The former, on Mondays at lunchtime, features treats like the violinist Nicola Benedetti with the pianist Alexei Grynyuk and cellist Leonard Elschenbroich in solo (Bach), duo (Korngold) and trio (Brahms) formation. One Saturday afternoon Sir Roger Norrington recreates the legendary orchestra of 24 violins from the court of Louis XIV. Late-night Royal Albert Hall performances involve anything from early music to a special celebration of Ivor Novello with Simon Callow. And Proms Plus events offer plentiful pre-concert lectures, discussions and literary chats, this time at the Royal College of Music.

In these times of cutbacks, though, can the Proms carry on thinking this big? Next year brings a multiple whammy: major anniversaries for Verdi, Wagner, Britten and Lutoslawski, all of which will throw the festival a starter-for-10 challenge. The good news is that the BBC has earmarked the Proms for continued investment: apparently the sizeable subsidy (around £5m) remains assured for the time being.

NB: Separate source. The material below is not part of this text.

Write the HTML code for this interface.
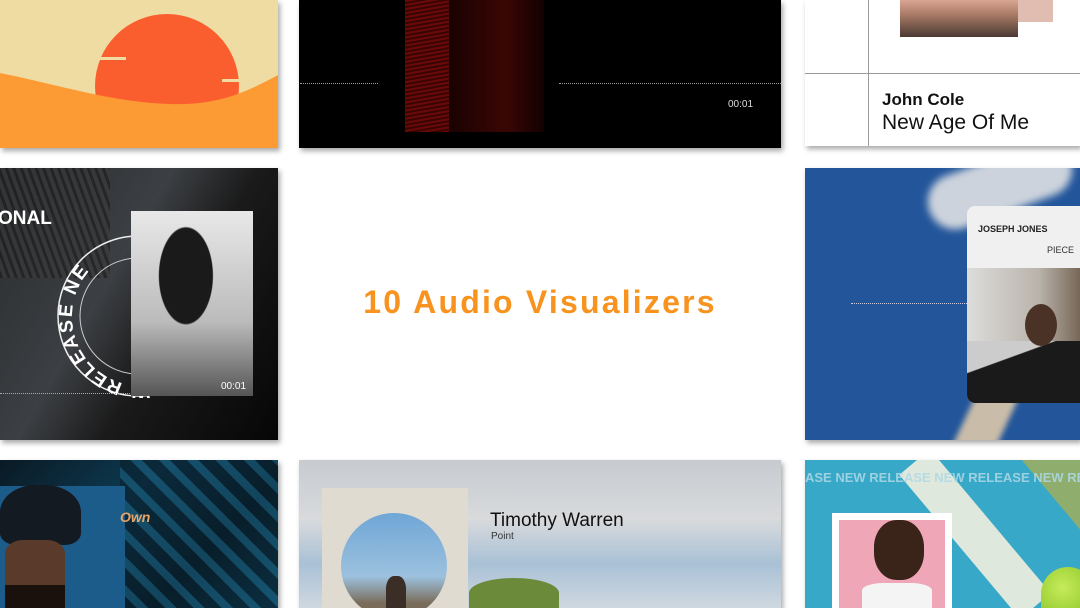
<!DOCTYPE html>
<html><head><meta charset="utf-8"><style>
*{margin:0;padding:0;box-sizing:border-box}
html{width:1080px;height:608px;overflow:hidden}
body{width:1080px;height:608px;background:#fff;position:relative;overflow:hidden;font-family:"Liberation Sans",sans-serif}
.t{position:absolute;overflow:hidden;box-shadow:2px 3px 5px rgba(0,0,0,.35)}
.a{position:absolute}
</style></head><body>

<div class="t" style="left:0;top:0;width:278px;height:148px;background:#efdca3">
<svg class="a" style="left:0;top:0" width="278" height="148">
<circle cx="167" cy="86" r="72" fill="#fb5e2e"/>
<rect x="98" y="57" width="28" height="3" fill="#efdca3"/>
<rect x="222" y="79" width="20" height="3" fill="#efdca3"/>
<path d="M0 73 C60 85 110 102 170 104 C220 106 250 90 278 75 L278 148 L0 148Z" fill="#fc9a34"/>
</svg>
</div>

<div class="t" style="left:299px;top:0;width:482px;height:148px;background:#000">
<div class="a" style="left:106px;top:0;width:45px;height:132px;background:repeating-linear-gradient(170deg,#6a0a08 0 2px,#3a0403 2px 4px)"></div>
<div class="a" style="left:150px;top:0;width:95px;height:132px;background:linear-gradient(90deg,#1a0202,#3a0604 60%,#120101)"></div>
<div class="a" style="left:1px;top:83px;width:78px;border-top:1px dotted #999"></div>
<div class="a" style="left:260px;top:83px;width:222px;border-top:1px dotted #999"></div>
<div class="a" style="left:429px;top:99px;color:#ddd;font-size:10px">00:01</div>
</div>

<div class="t" style="left:805px;top:0;width:275px;height:146px;background:#fff">
<div class="a" style="left:63px;top:0;width:1px;height:146px;background:#999"></div>
<div class="a" style="left:0;top:73px;width:275px;height:1px;background:#999"></div>
<div class="a" style="left:95px;top:0;width:118px;height:37px;background:linear-gradient(180deg,#d9a592,#a87a66 40%,#4a3a33)"></div>
<div class="a" style="left:213px;top:0;width:35px;height:22px;background:#d4a090;opacity:.7"></div>
<div class="a" style="left:77px;top:90px;font-weight:bold;font-size:17px;color:#111">John Cole</div>
<div class="a" style="left:77px;top:111px;font-size:21px;color:#111">New Age Of Me</div>
</div>

<div class="t" style="left:0;top:168px;width:278px;height:272px;background:linear-gradient(120deg,#2a2c2e,#3c3f43 40%,#1a1a1a 60%,#060606)">
<div class="a" style="left:0;top:0;width:110px;height:110px;background:repeating-linear-gradient(70deg,#1a1a1a 0 3px,#3a3a3a 3px 7px);opacity:.6"></div>
<div class="a" style="left:-2px;top:40px;color:#fff;font-weight:bold;font-size:19px">ONAL</div>
<svg class="a" style="left:50px;top:60px" width="170" height="170"><circle cx="88" cy="88" r="80" fill="none" stroke="#eee" stroke-width="1.5"/><circle cx="88" cy="88" r="58" fill="none" stroke="#ccc" stroke-width="1"/>
<defs><path id="c" d="M100 157 A69 69 0 1 1 140 40"/></defs>
<text font-family="Liberation Sans" font-weight="bold" font-size="19" fill="#fff" letter-spacing="2"><textPath href="#c" startOffset="0">W RELEASE NE</textPath></text></svg>
<div class="a" style="left:131px;top:43px;width:122px;height:185px;background:radial-gradient(ellipse at 45% 35%,#1a1a1a 0 28%,transparent 29%),linear-gradient(180deg,#e8e8e8,#bbb 60%,#555)"></div>
<div class="a" style="left:0;top:225px;width:130px;border-top:1px dotted #aaa"></div>
<div class="a" style="left:221px;top:213px;color:#fff;font-size:10px">00:01</div>
</div>

<div class="a" style="left:0;top:284px;width:1080px;text-align:center;color:#f7931e;font-weight:bold;font-size:32px;letter-spacing:2.2px">10 Audio Visualizers</div>

<div class="t" style="left:805px;top:168px;width:275px;height:272px;background:#22559a">
<div class="a" style="left:120px;top:-10px;width:150px;height:55px;border-radius:30px;background:#ccd3dc;transform:rotate(-20deg);filter:blur(4px)"></div>
<div class="a" style="left:160px;top:220px;width:40px;height:70px;background:#c9bca8;transform:rotate(25deg);filter:blur(3px)"></div>
<div class="a" style="left:46px;top:135px;width:116px;border-top:1px dotted #ccd"></div>
<div class="a" style="left:162px;top:38px;width:120px;height:197px;border-radius:8px;background:#f0f0f0;overflow:hidden">
<div class="a" style="left:11px;top:18px;font-size:9px;font-weight:bold;color:#222">JOSEPH JONES</div>
<div class="a" style="left:80px;top:39px;font-size:9px;color:#333">PIECE</div>
<div class="a" style="left:0;top:62px;width:120px;height:80px;background:linear-gradient(90deg,#ddd,#b9b3aa 60%,#6b5a4a)"></div>
<div class="a" style="left:0;top:135px;width:120px;height:62px;background:linear-gradient(160deg,#ccc 0 30%,#1a1a1a 31%)"></div>
<div class="a" style="left:58px;top:98px;width:32px;height:42px;border-radius:50%;background:#4a3326"></div>
</div>
</div>

<div class="t" style="left:0;top:460px;width:278px;height:148px;background:linear-gradient(135deg,#0a1a24,#0d3a52 40%,#05141d 70%,#0f4a66)">
<div class="a" style="left:120px;top:0;width:158px;height:148px;background:repeating-linear-gradient(45deg,#0a2230 0 12px,#185a78 12px 20px);opacity:.7"></div>
<div class="a" style="left:0;top:26px;width:125px;height:122px;background:#1c5c8a"></div>
<div class="a" style="left:0;top:25px;width:81px;height:60px;border-radius:45% 45% 20% 20%;background:#141a22"></div>
<div class="a" style="left:5px;top:80px;width:60px;height:45px;border-radius:30% 30% 0 0;background:#5a3a2a"></div>
<div class="a" style="left:5px;top:125px;width:60px;height:23px;background:#1a110c"></div>
<div class="a" style="left:120px;top:49px;color:#e8a56a;font-weight:bold;font-style:italic;font-size:14px">Own</div>
</div>

<div class="t" style="left:299px;top:460px;width:482px;height:148px;background:linear-gradient(180deg,#c7cbd0,#d8dadc 40%,#a9c1d6 70%,#cfd8e0)">
<div class="a" style="left:170px;top:118px;width:90px;height:30px;border-radius:50% 50% 0 0;background:#6b8a3a"></div>
<div class="a" style="left:23px;top:28px;width:146px;height:120px;background:#e0dbd0;overflow:hidden">
<div class="a" style="left:19px;top:25px;width:106px;height:106px;border-radius:50%;background:linear-gradient(180deg,#6fa6d6,#9cc1de 60%,#7a6c5a 85%)"></div>
<div class="a" style="left:64px;top:88px;width:20px;height:32px;background:#3a2e26;border-radius:40% 40% 0 0"></div>
</div>
<div class="a" style="left:191px;top:50px;font-size:19px;color:#111">Timothy Warren</div>
<div class="a" style="left:192px;top:71px;font-size:10px;color:#333">Point</div>
</div>

<div class="t" style="left:805px;top:460px;width:275px;height:148px;background:#38a8c8">
<div class="a" style="left:150px;top:-20px;width:40px;height:188px;background:#dfe8dc;transform:rotate(-40deg)"></div>
<div class="a" style="left:200px;top:-20px;width:120px;height:188px;background:#8fae6e;transform:rotate(-40deg);transform-origin:0 0"></div>
<div class="a" style="left:0;top:10px;width:275px;overflow:hidden;white-space:nowrap;color:#aed9e6;font-weight:bold;font-size:13px;opacity:.85">ASE NEW RELEASE NEW RELEASE NEW RELEASE</div>
<div class="a" style="left:27px;top:53px;width:120px;height:95px;background:#fff;overflow:hidden">
<div class="a" style="left:7px;top:7px;width:106px;height:88px;background:#efa7b8"></div>
<div class="a" style="left:42px;top:7px;width:50px;height:60px;border-radius:45%;background:#3a2318"></div>
<div class="a" style="left:30px;top:70px;width:70px;height:25px;background:#f4f4f4;border-radius:30% 30% 0 0"></div>
</div>
<div class="a" style="left:236px;top:107px;width:54px;height:41px;border-radius:27px 27px 0 0;background:radial-gradient(circle at 40% 50%,#c6ec5a,#8cc528)"></div>
</div>

</body></html>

Maximum access to maximum quality is what public subsidy for the arts used to be all about. Here, it still is; as a result, the Proms remains the single most exciting annual concert series in the UK. And its audience knows it. More than 97,000 tickets were snaffled this year on the day that booking opened and with modest ticket prices (the promenaders' standing places are £5 a go) and extensive distribution on the radio, TV and Internet, nobody need miss out. As the queues build up along Prince Consort Road, detractors of the principle of state funding may watch and weep.

It's not impossible, though, that other factors could impact indirectly upon the Proms' fortunes. A recent report into the BBC's performing ensembles, while not suggesting that any should close, has recommended certain types of reorganisation that would affect the modus operandi of the BBC orchestras. Whether that will happen, and how, and what the knock-on effects will be, are still unknown quantities.

But in the meantime, even if “once in a lifetime” is a bit of an exaggeration, this is a corker of a season, with a magnificent range of music familiar and unfamiliar, apparently the bigger the better. Here come some of the greatest names and heftiest works that London will see this year. Forget the Olympics if you want to. The Proms – higher, faster, stronger? – are all you need.

The BBC Promenade Concerts begin on 13 July at the Royal Albert Hall (0845 401 5040)

The unmissable prom

Prom 1, 13 July, 7.30pm Four British conductors – Edward Gardner, Sir Roger Norrington, Sir Mark Elder and Martyn Brabbins – pass the baton, Olympic style.

Prom 3, 15 July, 7pm Debussy's opera 'Pelléas et Mélisande'. Anniversary composer's masterpiece, conducted by Sir John Eliot Gardiner, starring Karen Vourc'h, Phillip Addis and Laurent Naouri.

Proms 9, 10, 12, 13 and 18, 20-27 July West-Eastern Divan Orchestra with Daniel Barenboim in the complete Beethoven symphonies; modern classics by Pierre Boulez.

Prom 11, 22 July, 4.30pm Berlioz's five-hour marathon 'Les Troyens', imported from the Royal Opera House, Covent Garden. Sir Antonio Pappano is the conductor.

Prom 20, 29 July, 3.30pm Family fun with Wallace and Gromit, including world premiere of Wallace's 'My Concerto in Ee, Lad'.

Prom 29, 4 August, 7.30pm The National Youth Orchestra of Great Britain with conductor Vassily Petrenko and pianist Joanna MacGregor tackle Messiaen's mega-symphony 'Turangalila'.

Prom 30, 5 August, 4.30pm Massed choruses perform the world premiere of new choral commission 'The Angry Planet' by Bob Chilcott.

Prom 47, 17 August, 7.45pm. John Cage night, with the BBC Scottish Symphony Orchestra, Exaudi and conductor Ilan Volkov, among many others.

Prom 55, 24 August, 7pm English National Opera joins the Proms' operatic line-up with Britten's 'Peter Grimes', conducted by Edward Gardner and starring tenor Stuart Skelton.

Proms 63 & 64, 30 & 31 August The Berliner Philharmoniker conducted by Sir Simon Rattle in eclectic programmes of late-19th and 20th century music.

Prom 72, 5 September, 7pm John Adams conducts his opera 'Nixon in China'; BBCSO with singers including Kathleen Kim, Alan Oke and Gerald Finlay.

Prom 76, 8 September, 7.30pm Last Night of the Proms, with all the usual fun. Star soloists are Nicola Benedetti (violin) and Joseph Calleja (tenor); Jirí Belohlávek conducts.